DIRECTION
Identify the lines containing the word "screenshot". Copy each one.

------ TASK INPUTS

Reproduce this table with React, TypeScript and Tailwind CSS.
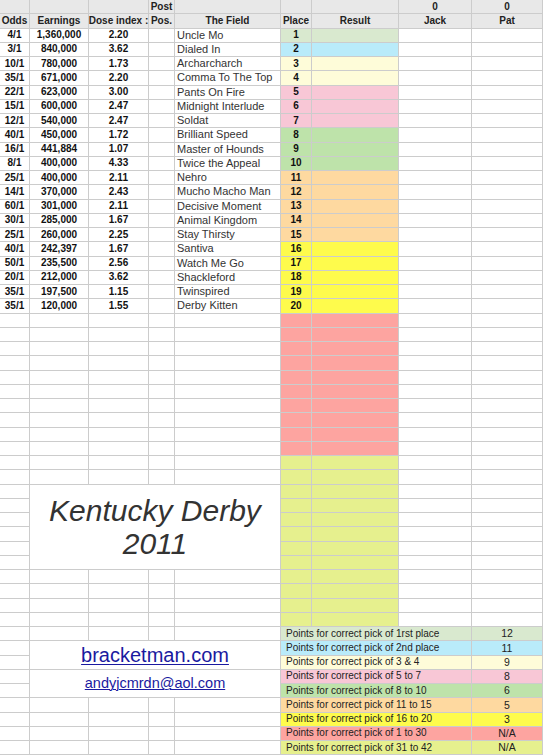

------------
------ TASK INPUTS

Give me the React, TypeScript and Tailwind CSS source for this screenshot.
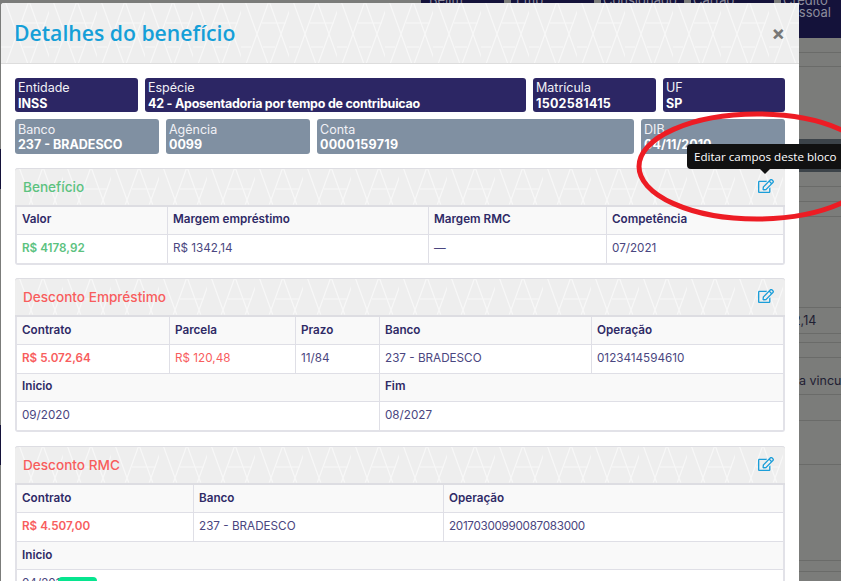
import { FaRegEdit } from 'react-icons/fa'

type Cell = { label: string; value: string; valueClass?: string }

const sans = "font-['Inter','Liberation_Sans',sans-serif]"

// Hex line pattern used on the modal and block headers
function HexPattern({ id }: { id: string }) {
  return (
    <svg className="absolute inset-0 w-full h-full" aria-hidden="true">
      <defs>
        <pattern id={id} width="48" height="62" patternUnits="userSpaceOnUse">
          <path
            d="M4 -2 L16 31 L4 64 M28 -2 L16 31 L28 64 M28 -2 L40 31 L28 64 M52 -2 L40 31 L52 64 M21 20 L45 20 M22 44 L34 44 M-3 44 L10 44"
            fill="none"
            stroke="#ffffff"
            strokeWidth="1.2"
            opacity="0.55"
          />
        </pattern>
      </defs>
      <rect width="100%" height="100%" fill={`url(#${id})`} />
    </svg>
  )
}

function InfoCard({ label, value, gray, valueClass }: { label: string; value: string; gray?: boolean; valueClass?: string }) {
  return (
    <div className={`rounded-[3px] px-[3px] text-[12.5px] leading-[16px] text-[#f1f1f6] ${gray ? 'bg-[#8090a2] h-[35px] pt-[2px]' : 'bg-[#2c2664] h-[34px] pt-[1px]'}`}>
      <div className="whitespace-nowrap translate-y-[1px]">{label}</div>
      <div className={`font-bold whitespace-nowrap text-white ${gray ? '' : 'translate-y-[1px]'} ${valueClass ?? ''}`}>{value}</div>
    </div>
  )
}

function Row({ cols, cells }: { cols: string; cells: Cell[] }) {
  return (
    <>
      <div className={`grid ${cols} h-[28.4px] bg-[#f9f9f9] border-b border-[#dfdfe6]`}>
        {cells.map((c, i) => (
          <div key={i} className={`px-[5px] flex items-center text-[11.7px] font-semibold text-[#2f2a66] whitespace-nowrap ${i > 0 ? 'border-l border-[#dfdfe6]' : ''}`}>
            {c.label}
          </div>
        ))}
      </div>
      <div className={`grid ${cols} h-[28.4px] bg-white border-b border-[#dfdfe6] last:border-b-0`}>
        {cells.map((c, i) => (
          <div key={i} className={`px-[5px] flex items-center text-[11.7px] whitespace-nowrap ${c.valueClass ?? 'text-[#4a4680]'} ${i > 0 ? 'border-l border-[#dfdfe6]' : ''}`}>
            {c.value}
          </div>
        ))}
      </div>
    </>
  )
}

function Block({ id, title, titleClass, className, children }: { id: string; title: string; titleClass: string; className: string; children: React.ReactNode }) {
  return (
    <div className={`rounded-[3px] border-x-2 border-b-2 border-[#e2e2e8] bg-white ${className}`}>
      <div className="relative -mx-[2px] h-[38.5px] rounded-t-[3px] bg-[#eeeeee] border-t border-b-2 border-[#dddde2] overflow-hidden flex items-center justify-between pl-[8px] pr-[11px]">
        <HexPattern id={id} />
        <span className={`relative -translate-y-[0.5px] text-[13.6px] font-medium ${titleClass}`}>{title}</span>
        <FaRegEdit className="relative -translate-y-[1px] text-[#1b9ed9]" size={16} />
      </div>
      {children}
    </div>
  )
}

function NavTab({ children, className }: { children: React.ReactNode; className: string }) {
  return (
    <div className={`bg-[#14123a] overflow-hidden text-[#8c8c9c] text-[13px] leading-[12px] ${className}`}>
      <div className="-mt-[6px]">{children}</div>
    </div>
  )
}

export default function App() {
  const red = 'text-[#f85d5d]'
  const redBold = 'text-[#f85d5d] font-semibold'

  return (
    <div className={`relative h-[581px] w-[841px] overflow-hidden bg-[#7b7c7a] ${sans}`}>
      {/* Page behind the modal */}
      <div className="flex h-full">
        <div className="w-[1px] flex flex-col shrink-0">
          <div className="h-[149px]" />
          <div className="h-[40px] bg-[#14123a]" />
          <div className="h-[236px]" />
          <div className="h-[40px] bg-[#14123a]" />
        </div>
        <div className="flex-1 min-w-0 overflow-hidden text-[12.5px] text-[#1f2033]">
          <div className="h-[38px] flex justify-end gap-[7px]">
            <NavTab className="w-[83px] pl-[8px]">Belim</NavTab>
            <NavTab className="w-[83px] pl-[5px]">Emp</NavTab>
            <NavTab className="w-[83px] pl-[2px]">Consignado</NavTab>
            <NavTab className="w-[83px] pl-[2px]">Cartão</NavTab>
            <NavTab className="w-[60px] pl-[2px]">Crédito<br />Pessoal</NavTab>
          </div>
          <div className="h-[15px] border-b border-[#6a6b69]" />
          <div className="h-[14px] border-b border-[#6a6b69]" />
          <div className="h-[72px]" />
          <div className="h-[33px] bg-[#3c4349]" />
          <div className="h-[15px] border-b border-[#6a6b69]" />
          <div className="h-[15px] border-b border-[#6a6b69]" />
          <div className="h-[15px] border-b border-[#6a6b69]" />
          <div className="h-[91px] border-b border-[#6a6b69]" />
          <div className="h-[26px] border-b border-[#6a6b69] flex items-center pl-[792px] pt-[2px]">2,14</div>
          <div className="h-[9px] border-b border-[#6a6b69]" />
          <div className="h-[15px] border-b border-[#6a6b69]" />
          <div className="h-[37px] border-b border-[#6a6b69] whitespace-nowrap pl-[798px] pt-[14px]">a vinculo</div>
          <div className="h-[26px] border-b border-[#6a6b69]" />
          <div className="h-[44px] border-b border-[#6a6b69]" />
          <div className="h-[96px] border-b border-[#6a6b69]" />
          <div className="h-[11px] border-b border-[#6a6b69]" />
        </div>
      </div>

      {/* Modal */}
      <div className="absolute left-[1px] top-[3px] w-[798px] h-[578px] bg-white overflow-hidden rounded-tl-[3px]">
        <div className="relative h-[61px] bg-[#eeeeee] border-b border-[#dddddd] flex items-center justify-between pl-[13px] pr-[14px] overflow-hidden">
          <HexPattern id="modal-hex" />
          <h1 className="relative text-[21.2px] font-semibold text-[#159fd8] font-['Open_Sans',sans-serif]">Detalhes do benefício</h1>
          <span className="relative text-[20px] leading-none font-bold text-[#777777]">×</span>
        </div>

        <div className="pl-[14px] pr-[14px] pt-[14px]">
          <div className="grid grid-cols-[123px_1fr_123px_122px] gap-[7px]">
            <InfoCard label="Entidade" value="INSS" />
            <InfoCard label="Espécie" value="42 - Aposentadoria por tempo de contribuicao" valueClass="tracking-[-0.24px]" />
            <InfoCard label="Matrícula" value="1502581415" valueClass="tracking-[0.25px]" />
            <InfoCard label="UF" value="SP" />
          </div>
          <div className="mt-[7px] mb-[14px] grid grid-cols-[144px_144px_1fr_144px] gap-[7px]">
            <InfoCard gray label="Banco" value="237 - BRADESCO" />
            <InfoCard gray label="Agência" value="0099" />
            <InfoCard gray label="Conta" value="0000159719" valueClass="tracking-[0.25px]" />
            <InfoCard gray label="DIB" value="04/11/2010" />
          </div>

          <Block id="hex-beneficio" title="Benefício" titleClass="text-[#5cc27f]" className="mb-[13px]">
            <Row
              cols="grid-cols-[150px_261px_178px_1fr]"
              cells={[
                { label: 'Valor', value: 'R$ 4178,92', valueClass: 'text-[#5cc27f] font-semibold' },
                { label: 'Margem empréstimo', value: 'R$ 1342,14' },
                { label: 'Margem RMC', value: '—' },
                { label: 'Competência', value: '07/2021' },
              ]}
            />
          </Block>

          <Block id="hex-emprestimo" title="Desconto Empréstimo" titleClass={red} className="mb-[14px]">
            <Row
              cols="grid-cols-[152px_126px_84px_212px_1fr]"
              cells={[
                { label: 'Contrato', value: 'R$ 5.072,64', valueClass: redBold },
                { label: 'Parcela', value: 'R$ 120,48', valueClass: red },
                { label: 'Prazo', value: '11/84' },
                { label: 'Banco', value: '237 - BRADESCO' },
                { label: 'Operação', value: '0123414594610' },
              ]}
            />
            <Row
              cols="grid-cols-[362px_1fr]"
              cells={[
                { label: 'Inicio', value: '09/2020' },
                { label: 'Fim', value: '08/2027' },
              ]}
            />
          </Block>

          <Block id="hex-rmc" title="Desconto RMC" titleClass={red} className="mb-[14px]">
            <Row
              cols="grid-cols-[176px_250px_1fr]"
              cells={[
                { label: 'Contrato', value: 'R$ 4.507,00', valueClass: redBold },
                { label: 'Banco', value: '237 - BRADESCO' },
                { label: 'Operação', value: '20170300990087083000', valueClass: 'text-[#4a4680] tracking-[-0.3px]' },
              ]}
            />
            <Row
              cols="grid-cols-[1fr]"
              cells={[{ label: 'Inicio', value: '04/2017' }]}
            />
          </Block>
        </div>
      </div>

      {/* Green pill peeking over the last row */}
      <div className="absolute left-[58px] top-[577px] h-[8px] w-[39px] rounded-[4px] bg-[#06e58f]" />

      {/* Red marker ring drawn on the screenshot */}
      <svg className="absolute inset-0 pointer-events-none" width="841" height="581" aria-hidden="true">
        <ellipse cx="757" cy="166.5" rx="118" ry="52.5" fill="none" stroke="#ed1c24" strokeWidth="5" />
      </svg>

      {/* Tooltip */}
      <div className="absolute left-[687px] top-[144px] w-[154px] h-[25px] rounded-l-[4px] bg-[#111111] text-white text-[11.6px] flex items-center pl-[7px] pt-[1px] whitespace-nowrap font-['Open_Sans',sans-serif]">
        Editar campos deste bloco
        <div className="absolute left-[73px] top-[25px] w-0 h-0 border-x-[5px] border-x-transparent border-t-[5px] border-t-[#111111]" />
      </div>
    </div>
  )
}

------------
------ TASK INPUTS

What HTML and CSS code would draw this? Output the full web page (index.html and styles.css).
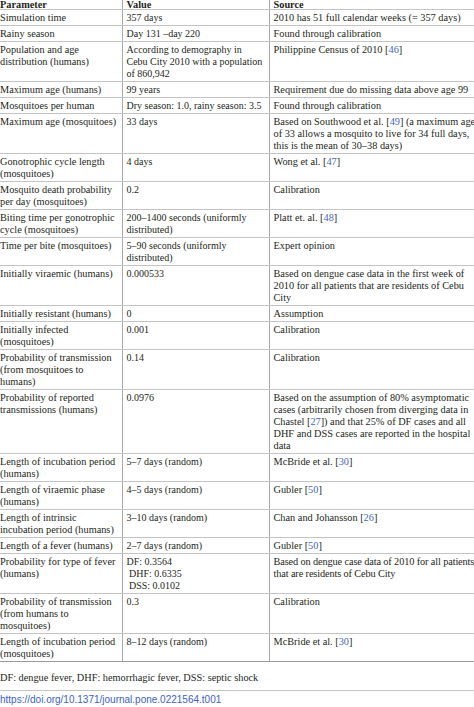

------------

FULL SOLUTION
Give me the React, TypeScript and Tailwind CSS source for this screenshot.
      {/* Red marker ring drawn on the screenshot */}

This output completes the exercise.